**PROBLEM STATEMENT:** Give again only the lines running from the one with "Rebuild this table" through the one with "type Fill = 'green'", inclusive. Omit every picture.

**DATA TO PROCESS:**
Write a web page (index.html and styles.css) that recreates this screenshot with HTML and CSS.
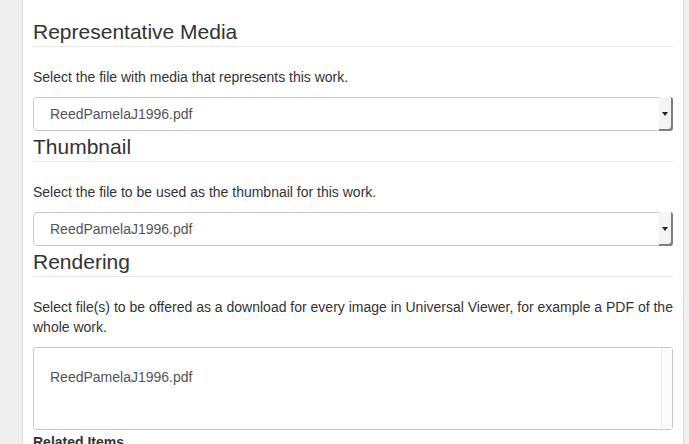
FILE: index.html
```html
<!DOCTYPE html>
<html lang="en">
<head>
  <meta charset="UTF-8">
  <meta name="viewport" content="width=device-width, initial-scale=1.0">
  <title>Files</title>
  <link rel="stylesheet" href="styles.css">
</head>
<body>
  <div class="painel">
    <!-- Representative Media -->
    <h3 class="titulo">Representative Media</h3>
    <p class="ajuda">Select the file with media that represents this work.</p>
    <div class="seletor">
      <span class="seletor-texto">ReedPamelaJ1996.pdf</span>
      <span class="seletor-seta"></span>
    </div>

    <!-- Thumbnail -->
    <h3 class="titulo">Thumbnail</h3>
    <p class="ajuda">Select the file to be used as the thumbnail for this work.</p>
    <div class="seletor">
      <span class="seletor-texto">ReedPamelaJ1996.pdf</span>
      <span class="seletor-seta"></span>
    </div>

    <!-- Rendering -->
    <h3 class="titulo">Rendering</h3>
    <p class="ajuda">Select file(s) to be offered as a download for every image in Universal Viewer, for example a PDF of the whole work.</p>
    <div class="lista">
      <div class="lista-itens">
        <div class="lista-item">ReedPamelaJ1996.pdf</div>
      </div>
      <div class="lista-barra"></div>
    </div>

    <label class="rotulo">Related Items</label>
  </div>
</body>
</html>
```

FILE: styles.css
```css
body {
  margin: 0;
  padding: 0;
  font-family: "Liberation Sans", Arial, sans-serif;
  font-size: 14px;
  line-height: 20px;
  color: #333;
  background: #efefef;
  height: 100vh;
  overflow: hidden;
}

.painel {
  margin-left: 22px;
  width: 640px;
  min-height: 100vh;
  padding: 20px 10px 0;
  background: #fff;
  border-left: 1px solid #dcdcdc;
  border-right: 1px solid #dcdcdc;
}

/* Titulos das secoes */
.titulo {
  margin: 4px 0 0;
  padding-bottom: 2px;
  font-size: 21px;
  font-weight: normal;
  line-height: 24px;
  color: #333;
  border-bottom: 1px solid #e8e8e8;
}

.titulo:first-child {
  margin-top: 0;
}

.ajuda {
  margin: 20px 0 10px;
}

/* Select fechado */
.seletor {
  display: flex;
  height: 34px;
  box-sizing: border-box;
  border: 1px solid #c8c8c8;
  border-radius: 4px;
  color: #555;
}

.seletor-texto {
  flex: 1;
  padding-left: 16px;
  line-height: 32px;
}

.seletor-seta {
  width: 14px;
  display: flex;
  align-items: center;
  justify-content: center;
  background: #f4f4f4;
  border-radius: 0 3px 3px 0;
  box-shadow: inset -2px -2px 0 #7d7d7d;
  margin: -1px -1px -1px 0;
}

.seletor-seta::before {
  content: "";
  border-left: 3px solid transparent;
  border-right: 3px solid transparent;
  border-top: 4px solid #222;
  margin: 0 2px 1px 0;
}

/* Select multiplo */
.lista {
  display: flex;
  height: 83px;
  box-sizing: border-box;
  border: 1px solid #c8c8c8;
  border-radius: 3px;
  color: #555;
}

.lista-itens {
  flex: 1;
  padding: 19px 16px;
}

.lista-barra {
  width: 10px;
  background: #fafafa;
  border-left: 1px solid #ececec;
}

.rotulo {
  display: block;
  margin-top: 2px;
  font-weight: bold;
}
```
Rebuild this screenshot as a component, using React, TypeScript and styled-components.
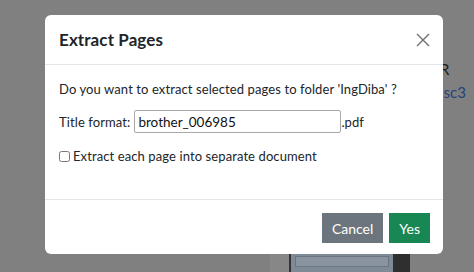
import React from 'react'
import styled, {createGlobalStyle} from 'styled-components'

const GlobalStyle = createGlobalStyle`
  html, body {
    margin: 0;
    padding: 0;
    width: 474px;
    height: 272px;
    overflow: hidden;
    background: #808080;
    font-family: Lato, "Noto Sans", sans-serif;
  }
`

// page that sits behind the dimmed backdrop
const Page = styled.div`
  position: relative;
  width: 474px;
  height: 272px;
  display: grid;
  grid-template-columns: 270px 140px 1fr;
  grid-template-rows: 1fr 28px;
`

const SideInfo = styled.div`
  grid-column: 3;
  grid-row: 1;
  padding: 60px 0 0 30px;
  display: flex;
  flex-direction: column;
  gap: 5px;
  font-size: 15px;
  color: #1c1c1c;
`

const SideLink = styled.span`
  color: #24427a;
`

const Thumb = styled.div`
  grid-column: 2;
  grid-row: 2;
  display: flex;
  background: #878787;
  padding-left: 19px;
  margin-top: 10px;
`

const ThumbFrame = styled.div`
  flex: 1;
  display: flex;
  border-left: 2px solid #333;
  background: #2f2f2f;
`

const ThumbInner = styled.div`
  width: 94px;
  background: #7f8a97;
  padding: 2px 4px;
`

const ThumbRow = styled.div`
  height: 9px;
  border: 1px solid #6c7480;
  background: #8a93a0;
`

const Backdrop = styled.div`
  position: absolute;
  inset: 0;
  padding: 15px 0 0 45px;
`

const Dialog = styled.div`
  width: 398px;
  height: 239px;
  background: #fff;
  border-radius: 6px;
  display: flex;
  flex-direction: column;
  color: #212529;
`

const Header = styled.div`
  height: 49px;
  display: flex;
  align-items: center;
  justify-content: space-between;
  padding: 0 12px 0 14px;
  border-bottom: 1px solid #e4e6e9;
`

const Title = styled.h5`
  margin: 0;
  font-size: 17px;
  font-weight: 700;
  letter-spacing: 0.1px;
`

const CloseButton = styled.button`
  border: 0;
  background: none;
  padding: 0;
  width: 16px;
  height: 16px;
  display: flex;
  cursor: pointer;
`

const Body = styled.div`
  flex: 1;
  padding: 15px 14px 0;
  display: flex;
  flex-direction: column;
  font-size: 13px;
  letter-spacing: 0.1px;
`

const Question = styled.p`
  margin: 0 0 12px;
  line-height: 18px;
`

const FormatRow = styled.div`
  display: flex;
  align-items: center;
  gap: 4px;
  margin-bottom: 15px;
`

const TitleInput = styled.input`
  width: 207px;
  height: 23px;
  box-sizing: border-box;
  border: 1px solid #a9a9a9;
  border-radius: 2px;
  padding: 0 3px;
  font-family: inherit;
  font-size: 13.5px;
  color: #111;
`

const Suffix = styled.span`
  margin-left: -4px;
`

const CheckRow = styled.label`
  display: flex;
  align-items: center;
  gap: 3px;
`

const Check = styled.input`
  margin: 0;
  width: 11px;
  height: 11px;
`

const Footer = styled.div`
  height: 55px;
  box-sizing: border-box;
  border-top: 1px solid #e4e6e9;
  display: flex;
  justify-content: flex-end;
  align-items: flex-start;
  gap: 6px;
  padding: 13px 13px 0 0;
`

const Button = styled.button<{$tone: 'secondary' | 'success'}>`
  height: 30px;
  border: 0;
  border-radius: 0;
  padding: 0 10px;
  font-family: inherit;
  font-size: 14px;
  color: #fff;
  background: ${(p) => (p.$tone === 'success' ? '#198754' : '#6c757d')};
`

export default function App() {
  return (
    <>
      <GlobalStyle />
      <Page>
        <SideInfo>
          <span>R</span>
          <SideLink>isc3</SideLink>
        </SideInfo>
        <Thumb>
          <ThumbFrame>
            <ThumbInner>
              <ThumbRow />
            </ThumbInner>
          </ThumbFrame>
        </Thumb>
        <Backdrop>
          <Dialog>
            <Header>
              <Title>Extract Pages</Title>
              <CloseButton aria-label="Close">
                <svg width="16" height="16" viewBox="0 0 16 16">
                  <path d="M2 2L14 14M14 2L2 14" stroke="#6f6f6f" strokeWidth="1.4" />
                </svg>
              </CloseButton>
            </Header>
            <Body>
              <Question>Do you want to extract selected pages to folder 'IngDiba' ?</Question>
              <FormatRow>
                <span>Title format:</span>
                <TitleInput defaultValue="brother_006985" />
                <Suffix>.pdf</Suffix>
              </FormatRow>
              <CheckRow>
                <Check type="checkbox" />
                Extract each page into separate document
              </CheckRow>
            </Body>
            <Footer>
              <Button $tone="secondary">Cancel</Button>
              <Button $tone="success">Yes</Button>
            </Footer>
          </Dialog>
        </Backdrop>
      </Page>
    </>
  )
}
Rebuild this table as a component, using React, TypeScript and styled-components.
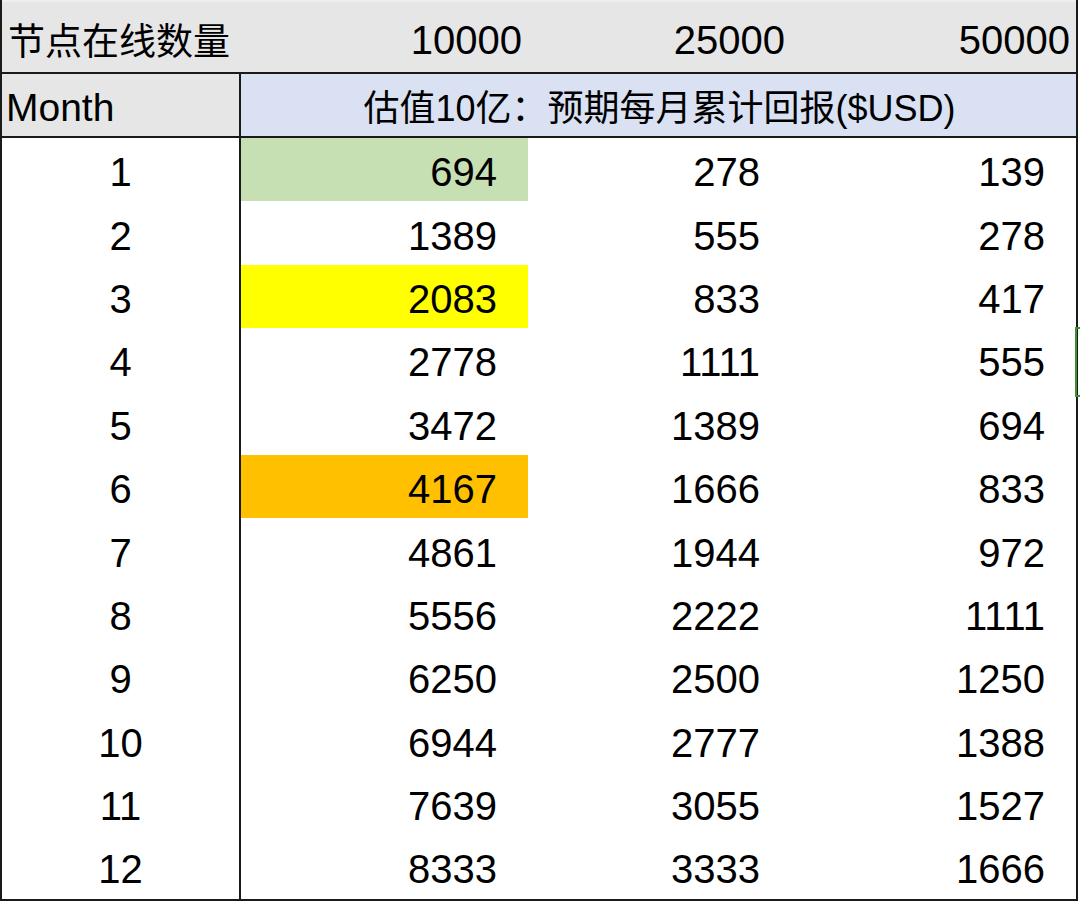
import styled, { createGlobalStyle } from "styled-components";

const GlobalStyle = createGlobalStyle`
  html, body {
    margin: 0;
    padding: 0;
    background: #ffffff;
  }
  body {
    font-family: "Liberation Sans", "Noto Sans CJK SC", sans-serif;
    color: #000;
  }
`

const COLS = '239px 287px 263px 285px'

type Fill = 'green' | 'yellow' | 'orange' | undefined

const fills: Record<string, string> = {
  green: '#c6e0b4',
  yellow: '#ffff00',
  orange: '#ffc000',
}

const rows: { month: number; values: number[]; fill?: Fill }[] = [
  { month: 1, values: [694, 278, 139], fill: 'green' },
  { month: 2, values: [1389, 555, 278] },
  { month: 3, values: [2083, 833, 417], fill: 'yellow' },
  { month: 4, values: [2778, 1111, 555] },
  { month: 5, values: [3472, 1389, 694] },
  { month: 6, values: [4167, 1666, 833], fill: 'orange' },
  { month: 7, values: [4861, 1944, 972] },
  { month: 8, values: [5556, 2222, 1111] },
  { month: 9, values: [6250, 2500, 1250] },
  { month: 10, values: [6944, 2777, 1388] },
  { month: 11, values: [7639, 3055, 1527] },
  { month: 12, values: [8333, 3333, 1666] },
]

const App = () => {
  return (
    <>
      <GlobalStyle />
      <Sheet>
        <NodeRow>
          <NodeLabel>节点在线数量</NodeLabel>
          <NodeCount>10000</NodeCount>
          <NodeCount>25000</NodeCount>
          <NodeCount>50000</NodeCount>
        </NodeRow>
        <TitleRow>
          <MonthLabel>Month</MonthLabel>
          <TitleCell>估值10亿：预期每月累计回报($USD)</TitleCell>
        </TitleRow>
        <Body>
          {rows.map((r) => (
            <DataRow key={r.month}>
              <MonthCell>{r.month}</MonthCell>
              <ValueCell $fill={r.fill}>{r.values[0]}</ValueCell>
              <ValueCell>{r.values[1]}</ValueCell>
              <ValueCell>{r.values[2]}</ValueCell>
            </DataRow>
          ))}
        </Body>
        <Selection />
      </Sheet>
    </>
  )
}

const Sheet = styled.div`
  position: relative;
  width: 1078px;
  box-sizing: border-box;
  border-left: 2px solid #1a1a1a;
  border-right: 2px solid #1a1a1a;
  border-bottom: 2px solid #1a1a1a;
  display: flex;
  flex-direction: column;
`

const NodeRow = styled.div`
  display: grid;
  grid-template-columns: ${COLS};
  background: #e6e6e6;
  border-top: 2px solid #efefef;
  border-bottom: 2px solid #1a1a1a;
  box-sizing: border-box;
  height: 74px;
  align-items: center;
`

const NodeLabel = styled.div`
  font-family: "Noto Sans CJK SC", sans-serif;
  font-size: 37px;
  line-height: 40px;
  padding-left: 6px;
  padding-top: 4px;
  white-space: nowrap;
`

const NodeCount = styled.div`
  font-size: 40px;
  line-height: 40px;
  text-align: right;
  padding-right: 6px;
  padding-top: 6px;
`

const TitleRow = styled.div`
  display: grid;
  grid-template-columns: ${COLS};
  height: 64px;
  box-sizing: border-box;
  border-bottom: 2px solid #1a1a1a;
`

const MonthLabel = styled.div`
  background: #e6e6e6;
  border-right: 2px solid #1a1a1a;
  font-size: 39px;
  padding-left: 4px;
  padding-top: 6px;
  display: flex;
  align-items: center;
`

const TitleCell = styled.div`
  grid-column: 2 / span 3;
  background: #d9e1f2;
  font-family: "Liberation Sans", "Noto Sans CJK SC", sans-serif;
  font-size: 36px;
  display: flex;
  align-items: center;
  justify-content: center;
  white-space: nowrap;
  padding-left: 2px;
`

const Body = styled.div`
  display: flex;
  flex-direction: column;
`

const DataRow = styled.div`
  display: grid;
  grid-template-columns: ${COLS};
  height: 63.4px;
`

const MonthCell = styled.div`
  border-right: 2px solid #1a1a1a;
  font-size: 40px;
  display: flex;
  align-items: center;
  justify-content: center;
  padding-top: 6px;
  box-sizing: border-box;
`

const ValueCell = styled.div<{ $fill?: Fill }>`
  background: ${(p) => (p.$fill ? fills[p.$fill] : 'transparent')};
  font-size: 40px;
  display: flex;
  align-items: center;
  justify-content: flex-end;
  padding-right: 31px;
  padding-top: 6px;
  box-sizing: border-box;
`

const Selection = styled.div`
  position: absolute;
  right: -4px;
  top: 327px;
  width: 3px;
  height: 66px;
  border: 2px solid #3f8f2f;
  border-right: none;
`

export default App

**ANSWER BELOW:**
Rebuild this table as a component, using React, TypeScript and styled-components.
import styled, { createGlobalStyle } from "styled-components";

const GlobalStyle = createGlobalStyle`
  html, body {
    margin: 0;
    padding: 0;
    background: #ffffff;
  }
  body {
    font-family: "Liberation Sans", "Noto Sans CJK SC", sans-serif;
    color: #000;
  }
`

const COLS = '239px 287px 263px 285px'

type Fill = 'green' | 'yellow' | 'orange' | undefined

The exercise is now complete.